The Board elected Antti Lagerroos as its Chairman and Göran J. Ehrnrooth as the Deputy Chairman. The Board also appointed the

members of the Audit Committee: Antti Lagerroos, Göran J. Ehrnrooth and Paavo Pitkänen.


Investments in new tankers are at a good level this year and the expected EU regulations on double hulls will be a further spur to investment activity. Demand for bulk carriers is expected to be high and the volume of containership orders should maintain its current momentum. A limiting factor could be the insufficiency of shipyard capacity in Asia. Wärtsilä’s traditional marine engine market in Europe will remain slack, which further emphasizes the need for restructuring.

Uncertainty will continue in the power plant market. A few largish orders can be expected this year. Wärtsilä estimates that its total power plant order intake for the year will be higher than in 2002. The postponement of decisions in this sector is likely to continue, however. The intake of biopower plant orders is forecast to develop favourably.

Acquisitions will focus on broadening and deepening the company’s service capabilities as this will offer Wärtsilä good opportunities to increase its share of the market for 2-stroke engine service. Business operations will focus on levering the synergies offered by the Ciserv group and increasing sales of service contracts and service products.

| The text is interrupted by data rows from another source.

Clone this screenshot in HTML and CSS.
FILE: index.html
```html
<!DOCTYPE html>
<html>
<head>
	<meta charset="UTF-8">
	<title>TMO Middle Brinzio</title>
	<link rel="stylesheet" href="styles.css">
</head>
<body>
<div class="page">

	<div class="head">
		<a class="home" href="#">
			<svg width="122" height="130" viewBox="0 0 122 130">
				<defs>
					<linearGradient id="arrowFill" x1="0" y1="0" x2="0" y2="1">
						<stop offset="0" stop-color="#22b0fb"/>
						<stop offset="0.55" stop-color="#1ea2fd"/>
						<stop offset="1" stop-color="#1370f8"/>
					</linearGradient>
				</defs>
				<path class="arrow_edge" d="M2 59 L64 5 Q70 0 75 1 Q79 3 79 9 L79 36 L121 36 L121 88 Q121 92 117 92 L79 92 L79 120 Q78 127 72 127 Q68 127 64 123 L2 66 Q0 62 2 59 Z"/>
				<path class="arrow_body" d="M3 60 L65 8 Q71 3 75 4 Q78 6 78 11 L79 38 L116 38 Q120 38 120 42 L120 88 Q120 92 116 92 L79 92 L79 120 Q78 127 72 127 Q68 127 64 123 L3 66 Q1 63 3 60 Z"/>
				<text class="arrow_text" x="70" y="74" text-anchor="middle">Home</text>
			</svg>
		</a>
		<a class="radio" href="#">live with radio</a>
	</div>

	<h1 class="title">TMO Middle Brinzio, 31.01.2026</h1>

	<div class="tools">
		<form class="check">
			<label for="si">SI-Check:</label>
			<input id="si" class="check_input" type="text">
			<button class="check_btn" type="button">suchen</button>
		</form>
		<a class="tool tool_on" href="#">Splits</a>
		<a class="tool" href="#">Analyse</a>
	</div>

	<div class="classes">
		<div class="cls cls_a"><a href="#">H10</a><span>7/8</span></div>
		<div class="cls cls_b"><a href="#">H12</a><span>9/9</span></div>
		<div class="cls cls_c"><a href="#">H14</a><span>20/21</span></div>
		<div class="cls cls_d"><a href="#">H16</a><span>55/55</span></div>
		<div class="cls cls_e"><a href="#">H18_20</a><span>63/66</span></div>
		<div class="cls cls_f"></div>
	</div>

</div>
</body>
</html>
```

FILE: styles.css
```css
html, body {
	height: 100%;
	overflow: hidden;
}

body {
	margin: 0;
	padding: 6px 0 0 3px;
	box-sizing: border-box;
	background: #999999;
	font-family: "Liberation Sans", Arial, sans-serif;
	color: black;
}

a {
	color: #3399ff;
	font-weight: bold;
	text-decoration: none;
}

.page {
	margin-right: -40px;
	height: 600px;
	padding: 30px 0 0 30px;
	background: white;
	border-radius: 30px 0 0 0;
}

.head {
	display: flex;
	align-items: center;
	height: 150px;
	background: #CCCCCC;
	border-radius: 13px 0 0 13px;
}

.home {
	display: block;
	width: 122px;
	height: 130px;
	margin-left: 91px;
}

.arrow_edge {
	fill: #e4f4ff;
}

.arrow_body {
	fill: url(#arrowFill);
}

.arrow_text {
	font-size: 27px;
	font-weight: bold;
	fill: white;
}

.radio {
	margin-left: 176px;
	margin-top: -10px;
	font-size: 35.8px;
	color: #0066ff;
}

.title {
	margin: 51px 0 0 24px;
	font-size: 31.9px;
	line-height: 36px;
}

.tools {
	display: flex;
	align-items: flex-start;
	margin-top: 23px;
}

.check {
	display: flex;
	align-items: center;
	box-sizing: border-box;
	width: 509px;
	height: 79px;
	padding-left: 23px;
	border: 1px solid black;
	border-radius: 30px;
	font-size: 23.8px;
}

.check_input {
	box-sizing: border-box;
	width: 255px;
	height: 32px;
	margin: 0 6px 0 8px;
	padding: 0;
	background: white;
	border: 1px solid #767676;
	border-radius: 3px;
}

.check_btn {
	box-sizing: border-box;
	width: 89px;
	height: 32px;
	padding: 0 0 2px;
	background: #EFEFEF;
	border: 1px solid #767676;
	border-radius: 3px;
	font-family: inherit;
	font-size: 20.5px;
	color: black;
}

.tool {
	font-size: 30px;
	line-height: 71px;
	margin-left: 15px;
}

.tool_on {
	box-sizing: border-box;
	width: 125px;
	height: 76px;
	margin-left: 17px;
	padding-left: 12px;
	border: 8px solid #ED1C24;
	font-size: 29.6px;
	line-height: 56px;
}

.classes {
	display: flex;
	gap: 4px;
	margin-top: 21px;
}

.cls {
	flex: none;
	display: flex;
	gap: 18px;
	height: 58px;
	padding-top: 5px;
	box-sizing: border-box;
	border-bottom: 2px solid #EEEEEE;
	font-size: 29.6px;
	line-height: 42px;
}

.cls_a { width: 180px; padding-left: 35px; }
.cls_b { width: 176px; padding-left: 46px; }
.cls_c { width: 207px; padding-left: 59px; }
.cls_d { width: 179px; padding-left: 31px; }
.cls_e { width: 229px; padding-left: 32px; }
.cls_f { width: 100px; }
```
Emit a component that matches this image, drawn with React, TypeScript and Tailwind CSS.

The Power Divisions’ order intake grew during the first half of the year. The order book at the end of June was at the same level as one year earlier and clearly better than the order book at the end of 2002. The Power Divisions’ net sales and operational profitability in 2003 are expected to be at last year’s levels. Streamlining measures will be continued and once the plans and evaluations are completed a restructuring provision will be made that will burden the Power Divisions’ result for 2003.

The market outlook in Imatra Steel’s business continues to be uncertain in the second half of the year. However, Imatra Steel’s net sales are expected to increase and its operational result to improve due to streamlining measures.